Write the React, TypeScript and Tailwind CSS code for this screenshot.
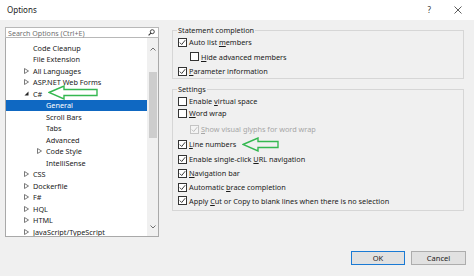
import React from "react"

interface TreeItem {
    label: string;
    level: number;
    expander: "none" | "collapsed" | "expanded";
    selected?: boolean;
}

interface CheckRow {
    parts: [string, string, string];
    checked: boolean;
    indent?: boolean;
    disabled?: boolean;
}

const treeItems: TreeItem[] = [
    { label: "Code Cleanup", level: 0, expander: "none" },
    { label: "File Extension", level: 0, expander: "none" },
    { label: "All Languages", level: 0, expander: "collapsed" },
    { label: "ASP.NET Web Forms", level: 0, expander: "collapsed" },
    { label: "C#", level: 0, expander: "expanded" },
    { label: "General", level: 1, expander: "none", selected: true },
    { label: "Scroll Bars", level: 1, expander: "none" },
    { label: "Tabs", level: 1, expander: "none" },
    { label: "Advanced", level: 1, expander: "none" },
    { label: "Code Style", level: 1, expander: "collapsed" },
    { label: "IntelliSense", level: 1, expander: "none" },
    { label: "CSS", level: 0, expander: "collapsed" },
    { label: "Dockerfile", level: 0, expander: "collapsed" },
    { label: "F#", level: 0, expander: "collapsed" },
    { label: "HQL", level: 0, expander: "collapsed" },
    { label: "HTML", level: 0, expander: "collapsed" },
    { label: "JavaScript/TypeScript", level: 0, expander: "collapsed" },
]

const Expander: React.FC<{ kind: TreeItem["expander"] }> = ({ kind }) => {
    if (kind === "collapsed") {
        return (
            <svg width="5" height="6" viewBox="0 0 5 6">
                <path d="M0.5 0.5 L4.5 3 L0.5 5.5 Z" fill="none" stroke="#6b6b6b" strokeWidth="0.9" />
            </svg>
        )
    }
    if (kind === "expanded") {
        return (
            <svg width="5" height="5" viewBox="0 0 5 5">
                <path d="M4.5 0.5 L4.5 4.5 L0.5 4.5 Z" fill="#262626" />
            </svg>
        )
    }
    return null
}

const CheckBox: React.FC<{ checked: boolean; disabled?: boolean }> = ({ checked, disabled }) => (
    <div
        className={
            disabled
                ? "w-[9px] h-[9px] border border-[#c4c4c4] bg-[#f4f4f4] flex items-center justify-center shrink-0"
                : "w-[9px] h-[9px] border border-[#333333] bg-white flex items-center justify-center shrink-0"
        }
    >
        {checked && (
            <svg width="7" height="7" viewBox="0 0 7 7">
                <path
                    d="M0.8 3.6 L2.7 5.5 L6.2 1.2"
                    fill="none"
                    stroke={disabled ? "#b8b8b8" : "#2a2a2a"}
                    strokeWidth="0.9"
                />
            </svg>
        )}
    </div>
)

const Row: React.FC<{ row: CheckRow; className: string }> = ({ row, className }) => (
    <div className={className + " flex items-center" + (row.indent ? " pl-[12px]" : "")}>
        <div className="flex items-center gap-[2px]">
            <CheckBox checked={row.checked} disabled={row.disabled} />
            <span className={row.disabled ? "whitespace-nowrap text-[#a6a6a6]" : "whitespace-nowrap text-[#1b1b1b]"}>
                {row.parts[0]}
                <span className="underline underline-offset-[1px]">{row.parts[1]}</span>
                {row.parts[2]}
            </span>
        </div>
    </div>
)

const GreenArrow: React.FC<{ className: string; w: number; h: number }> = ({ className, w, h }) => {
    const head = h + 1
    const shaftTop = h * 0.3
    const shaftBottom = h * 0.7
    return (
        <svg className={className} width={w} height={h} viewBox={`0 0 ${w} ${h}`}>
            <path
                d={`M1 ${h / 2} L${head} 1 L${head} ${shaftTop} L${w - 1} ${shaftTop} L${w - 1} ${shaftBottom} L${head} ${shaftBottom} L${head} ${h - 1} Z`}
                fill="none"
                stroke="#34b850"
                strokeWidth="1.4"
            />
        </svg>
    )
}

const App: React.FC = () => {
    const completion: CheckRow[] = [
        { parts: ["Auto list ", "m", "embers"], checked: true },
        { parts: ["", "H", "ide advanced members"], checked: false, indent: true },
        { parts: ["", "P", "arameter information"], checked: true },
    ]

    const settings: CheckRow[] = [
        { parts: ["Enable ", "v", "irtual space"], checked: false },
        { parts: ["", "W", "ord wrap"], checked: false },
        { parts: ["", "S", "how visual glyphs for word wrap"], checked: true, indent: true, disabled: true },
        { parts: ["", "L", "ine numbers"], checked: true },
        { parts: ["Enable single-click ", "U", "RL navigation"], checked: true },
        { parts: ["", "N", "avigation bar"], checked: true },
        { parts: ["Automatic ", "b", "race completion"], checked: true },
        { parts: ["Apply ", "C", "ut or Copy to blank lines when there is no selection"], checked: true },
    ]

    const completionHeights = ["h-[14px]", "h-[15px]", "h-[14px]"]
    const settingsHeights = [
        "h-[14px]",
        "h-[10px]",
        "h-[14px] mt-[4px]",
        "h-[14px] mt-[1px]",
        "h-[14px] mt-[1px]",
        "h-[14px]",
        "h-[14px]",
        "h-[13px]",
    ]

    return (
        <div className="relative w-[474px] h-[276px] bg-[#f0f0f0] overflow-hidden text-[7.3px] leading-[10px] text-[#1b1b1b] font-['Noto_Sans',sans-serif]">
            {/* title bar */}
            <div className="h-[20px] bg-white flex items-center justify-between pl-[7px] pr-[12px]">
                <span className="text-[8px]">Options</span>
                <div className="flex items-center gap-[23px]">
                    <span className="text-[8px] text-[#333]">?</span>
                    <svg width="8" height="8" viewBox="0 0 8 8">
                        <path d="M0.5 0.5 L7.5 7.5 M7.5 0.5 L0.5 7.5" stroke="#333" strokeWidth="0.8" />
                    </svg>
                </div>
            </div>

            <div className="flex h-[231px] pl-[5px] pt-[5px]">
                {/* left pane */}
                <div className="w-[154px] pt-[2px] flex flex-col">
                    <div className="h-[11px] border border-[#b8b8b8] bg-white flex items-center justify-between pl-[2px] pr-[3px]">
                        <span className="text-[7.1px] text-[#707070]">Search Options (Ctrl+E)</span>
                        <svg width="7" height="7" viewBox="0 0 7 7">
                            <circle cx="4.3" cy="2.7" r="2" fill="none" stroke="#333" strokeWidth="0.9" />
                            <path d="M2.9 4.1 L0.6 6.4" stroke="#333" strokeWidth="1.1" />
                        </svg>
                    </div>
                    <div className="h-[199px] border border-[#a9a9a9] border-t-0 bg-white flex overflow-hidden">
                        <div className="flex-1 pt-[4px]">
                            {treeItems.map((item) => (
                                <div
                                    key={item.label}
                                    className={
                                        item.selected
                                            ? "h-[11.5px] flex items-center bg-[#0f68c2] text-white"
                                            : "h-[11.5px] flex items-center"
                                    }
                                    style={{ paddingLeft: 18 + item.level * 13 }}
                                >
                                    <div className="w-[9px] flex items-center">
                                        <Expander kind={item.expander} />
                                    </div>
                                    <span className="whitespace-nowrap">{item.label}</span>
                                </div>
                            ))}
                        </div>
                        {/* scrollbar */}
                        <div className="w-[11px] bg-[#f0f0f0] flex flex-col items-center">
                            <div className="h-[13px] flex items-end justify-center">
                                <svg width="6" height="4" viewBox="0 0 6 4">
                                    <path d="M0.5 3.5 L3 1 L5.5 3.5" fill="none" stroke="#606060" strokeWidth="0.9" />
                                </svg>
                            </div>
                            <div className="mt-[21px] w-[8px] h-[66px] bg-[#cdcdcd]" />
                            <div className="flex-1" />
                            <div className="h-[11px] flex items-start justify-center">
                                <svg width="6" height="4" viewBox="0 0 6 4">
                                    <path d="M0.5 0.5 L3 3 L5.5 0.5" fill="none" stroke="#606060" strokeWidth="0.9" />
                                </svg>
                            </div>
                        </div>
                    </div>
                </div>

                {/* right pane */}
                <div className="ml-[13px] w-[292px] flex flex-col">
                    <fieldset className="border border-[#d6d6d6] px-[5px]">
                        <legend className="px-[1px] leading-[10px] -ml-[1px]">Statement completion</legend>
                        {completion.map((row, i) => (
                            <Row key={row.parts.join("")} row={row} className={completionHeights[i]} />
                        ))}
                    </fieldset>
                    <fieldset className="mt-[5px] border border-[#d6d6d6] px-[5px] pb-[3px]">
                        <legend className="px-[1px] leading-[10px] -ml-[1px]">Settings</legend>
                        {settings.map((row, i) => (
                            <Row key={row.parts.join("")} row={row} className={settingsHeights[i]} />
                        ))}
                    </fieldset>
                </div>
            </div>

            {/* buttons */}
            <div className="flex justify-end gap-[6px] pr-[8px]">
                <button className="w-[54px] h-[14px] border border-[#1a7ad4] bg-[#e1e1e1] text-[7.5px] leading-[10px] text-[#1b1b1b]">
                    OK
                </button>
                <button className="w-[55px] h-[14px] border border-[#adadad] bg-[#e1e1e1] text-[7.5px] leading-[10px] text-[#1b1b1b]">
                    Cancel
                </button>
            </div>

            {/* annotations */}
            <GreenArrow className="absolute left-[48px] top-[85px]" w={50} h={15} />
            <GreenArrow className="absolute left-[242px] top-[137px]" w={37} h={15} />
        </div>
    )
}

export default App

===============

Problem to solve :: Wherever the word "TypeScript" occurs in a line of the listing, copy that line.

Exercise result ::
Write the React, TypeScript and Tailwind CSS code for this screenshot.
    { label: "JavaScript/TypeScript", level: 0, expander: "collapsed" },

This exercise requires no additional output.